Baltimore-based Enradius is looking to solidify its ties with D.C.-area customers by hiring a salesman on the ground. Here's how the company is getting other organizations' ads to potential nearby customers.

You can run, but you can't hide. These ads will find you. (Photo by Flickr user Robert S. Donovan, used under a Creative Commons license)

The University of Maryland might be a public institution of higher learning. But it’s vying for your eyeballs same as any other event venue.
In order to target just the right audience, it has enlisted Enradius, a geo-location marketing company, for promotion around (literally) its Clarice Smith Performing Arts Center.
Enradius uses mobile GPS tracking and the ad networks of AOL and Google to send geo-targeted ads on people’s cellphones, desktops and tablets.
Take your lambda car dealership that hires Enradius — which has, a year after launch, about 40 clients. “We can target somebody who’s standing in that car dealership at that moment,” said CEO David Carberry.
Even up to seven days after your visit to a shop, Enradius knows you’ve been there — and could maybe benefit from some more promotional information.
The company also produces retargeting campaigns.
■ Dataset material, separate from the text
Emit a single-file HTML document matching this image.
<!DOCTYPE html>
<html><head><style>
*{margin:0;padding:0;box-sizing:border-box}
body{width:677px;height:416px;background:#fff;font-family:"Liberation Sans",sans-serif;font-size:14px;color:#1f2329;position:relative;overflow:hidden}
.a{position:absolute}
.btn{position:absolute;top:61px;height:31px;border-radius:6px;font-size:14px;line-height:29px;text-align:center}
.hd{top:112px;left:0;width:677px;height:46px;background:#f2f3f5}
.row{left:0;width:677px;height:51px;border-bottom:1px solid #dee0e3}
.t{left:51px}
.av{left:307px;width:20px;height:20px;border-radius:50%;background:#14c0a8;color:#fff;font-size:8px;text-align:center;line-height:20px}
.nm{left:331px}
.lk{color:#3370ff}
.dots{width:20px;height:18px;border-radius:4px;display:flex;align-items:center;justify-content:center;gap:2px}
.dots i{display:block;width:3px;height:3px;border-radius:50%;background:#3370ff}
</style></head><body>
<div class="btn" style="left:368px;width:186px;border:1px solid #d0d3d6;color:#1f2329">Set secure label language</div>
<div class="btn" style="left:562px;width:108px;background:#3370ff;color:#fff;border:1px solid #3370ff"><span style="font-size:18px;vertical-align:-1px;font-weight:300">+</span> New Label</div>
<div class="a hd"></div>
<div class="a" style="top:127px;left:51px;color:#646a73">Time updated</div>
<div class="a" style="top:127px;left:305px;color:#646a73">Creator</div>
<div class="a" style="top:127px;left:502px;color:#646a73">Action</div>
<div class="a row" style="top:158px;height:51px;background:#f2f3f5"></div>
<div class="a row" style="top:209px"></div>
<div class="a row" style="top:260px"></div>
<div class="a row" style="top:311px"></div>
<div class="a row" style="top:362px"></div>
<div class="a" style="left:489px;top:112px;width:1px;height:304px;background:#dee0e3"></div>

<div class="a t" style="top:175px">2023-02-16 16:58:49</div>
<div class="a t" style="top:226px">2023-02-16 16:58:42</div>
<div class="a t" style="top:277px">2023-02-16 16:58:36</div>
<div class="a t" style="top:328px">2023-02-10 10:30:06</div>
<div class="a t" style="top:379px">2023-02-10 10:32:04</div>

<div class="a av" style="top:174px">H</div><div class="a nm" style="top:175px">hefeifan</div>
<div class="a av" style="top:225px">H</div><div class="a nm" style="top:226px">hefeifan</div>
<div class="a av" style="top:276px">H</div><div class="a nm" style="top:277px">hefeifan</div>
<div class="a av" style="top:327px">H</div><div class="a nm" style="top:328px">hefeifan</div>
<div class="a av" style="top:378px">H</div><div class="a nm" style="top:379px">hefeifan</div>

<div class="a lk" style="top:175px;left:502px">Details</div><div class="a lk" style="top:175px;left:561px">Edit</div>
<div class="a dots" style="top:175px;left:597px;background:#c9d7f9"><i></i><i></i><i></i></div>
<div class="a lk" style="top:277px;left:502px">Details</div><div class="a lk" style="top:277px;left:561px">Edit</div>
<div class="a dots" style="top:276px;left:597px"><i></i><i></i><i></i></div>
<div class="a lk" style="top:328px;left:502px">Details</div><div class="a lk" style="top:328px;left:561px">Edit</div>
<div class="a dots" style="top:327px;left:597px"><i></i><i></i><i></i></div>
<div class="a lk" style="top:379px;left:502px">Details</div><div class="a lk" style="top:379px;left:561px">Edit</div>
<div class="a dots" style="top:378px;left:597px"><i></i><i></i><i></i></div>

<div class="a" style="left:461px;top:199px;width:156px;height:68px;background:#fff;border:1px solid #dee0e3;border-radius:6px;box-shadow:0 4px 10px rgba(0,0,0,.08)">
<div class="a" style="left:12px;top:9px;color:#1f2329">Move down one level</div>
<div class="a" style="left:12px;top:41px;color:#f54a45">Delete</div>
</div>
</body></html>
That’s an innocuous-sounding name for the pink shoes that have been dogging you online ever since you decided to get your girlfriend a nice present on Valentine’s Day.
Based in Baltimore, Enradius has decided to grow its business connections in the capital area.
Upon finding that about 40 percent of the traffic to its site came from D.C., the company moved to open up a very small outpost — one person — in the region.
Because of the area’s islands of considerable wealth, “there’s just so much opportunity for an advertiser,” said Carberry.